[Dataset records]
[START]
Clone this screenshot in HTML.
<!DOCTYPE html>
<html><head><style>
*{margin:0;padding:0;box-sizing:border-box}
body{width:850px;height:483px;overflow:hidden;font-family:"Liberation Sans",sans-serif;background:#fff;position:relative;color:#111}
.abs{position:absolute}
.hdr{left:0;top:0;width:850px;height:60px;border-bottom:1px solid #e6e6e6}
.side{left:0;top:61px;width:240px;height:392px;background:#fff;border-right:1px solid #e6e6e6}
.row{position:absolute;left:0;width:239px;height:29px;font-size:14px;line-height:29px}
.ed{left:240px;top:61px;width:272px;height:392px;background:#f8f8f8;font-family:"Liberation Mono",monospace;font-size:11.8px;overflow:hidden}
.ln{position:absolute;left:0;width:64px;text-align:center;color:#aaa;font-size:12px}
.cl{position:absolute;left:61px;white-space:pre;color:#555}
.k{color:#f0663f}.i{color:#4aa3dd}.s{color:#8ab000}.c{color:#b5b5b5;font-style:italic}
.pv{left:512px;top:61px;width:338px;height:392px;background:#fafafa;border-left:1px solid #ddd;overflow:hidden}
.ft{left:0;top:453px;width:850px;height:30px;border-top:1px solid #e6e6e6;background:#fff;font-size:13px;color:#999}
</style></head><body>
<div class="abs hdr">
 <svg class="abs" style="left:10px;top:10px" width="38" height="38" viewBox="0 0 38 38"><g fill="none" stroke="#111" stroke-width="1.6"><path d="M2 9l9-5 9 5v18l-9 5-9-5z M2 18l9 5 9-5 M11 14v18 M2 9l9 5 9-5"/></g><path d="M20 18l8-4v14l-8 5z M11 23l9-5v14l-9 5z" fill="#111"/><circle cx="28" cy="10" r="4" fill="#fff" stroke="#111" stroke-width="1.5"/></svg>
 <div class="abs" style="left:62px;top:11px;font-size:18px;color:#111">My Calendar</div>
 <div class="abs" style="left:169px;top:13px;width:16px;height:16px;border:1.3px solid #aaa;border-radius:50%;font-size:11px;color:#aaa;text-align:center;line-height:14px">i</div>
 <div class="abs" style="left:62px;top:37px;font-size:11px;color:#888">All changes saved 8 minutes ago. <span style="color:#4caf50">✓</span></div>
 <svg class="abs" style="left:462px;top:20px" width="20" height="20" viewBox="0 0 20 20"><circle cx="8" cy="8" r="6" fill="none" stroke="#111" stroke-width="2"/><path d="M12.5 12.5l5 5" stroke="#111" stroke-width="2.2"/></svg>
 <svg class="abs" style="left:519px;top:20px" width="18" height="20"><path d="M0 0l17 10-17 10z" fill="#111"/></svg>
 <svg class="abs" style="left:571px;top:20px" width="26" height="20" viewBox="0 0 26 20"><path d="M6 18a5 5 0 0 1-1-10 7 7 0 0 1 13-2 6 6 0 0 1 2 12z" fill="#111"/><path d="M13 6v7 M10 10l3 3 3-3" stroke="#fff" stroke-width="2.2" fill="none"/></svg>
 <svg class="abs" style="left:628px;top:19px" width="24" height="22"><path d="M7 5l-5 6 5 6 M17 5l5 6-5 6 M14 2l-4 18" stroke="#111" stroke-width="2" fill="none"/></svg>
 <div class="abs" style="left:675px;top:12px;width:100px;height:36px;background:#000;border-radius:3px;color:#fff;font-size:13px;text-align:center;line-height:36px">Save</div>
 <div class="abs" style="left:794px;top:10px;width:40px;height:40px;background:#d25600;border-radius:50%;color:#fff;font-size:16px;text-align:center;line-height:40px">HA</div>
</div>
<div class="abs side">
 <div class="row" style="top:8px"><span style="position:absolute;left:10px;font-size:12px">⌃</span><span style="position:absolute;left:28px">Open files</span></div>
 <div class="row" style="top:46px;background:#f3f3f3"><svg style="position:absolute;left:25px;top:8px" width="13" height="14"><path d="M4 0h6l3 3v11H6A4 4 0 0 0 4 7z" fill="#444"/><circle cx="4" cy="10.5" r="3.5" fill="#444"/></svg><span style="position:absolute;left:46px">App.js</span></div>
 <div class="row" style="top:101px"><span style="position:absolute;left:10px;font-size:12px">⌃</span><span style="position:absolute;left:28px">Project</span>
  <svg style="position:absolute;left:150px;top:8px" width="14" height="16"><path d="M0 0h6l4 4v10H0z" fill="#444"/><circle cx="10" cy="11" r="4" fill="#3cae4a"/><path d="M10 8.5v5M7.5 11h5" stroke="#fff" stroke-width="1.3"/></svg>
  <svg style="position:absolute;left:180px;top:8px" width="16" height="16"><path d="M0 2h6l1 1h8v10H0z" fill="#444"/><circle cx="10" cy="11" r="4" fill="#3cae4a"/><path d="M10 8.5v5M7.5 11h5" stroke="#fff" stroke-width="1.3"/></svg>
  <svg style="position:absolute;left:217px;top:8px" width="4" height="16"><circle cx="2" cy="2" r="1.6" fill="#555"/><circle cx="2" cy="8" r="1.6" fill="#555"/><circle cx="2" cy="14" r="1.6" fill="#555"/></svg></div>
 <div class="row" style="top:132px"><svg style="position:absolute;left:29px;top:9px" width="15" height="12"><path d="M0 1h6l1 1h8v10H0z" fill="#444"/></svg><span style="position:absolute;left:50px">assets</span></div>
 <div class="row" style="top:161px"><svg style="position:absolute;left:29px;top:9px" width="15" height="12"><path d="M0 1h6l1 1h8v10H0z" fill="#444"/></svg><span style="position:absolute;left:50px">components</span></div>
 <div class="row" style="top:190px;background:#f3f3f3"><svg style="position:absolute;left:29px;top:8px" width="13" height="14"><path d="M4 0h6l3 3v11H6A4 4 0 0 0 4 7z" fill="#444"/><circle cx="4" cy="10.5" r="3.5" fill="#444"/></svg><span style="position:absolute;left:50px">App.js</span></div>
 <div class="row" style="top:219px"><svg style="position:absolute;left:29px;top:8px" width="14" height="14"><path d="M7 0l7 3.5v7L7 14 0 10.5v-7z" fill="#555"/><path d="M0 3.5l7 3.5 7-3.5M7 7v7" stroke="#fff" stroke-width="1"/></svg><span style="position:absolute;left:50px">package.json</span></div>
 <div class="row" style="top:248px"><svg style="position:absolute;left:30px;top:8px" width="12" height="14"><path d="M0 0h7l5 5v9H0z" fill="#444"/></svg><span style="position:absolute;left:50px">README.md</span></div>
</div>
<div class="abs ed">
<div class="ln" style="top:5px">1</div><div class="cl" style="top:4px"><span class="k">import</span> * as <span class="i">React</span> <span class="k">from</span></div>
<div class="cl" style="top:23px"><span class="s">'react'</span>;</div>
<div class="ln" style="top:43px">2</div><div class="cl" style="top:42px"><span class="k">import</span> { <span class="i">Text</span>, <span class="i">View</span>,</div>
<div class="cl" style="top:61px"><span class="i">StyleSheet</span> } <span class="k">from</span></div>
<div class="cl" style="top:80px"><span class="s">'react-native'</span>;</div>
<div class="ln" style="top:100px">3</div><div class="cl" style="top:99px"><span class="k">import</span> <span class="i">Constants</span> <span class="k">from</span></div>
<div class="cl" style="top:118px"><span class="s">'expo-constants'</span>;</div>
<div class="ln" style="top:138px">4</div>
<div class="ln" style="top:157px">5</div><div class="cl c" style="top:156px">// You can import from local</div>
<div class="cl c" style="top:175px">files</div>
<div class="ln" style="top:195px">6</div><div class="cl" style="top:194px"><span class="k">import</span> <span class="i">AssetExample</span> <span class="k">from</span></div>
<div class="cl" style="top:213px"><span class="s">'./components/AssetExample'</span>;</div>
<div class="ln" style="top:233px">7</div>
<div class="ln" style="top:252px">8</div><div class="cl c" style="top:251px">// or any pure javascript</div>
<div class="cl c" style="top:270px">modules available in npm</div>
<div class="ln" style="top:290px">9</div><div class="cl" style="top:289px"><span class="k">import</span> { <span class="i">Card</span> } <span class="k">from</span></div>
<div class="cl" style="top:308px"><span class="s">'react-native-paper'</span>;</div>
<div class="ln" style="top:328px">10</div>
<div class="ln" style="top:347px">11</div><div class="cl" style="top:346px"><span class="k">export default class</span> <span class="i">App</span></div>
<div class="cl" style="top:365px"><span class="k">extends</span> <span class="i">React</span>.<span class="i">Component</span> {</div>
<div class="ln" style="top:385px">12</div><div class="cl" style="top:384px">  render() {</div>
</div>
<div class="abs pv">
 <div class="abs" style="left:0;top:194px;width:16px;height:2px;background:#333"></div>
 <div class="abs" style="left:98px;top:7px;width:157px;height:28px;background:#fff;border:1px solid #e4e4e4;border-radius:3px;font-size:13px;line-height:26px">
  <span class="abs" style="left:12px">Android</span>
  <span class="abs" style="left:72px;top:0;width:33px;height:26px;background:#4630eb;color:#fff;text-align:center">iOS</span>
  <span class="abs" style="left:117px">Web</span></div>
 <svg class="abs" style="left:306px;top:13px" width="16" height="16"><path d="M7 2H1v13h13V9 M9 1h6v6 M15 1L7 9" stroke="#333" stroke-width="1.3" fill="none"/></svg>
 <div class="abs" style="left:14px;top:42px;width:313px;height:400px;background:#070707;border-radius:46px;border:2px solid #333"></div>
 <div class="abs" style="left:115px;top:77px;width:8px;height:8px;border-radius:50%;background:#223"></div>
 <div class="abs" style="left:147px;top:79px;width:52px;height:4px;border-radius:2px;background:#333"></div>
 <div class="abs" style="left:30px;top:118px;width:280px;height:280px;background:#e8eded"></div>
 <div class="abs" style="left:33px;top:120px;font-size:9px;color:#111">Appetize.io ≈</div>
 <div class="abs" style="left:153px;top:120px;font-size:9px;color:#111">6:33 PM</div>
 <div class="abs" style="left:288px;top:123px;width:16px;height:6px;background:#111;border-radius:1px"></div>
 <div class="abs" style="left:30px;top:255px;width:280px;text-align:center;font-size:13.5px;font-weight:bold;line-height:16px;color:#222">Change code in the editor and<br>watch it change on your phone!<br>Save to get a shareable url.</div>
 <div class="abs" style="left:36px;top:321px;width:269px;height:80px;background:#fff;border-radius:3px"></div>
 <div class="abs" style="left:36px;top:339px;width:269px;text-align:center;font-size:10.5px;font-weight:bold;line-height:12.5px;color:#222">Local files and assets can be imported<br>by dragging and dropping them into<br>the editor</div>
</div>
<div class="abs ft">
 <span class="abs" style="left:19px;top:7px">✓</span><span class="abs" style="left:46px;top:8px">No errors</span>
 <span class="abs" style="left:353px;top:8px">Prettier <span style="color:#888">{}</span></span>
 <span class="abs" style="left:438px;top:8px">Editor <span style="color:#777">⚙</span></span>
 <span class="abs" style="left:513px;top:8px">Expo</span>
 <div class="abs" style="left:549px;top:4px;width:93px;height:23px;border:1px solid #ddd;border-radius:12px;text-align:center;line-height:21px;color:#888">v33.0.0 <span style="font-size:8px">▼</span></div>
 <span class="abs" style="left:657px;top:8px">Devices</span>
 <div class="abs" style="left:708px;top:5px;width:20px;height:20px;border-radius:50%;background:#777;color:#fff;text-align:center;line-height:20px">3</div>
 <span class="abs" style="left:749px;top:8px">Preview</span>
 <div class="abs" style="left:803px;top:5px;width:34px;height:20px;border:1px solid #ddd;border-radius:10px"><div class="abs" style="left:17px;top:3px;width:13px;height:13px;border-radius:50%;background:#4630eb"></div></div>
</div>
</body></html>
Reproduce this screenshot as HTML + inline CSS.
[END]
STATED TASK:
Where a line holds "this", copy it out.

THE OUTPUT:
Clone this screenshot in HTML.
Reproduce this screenshot as HTML + inline CSS.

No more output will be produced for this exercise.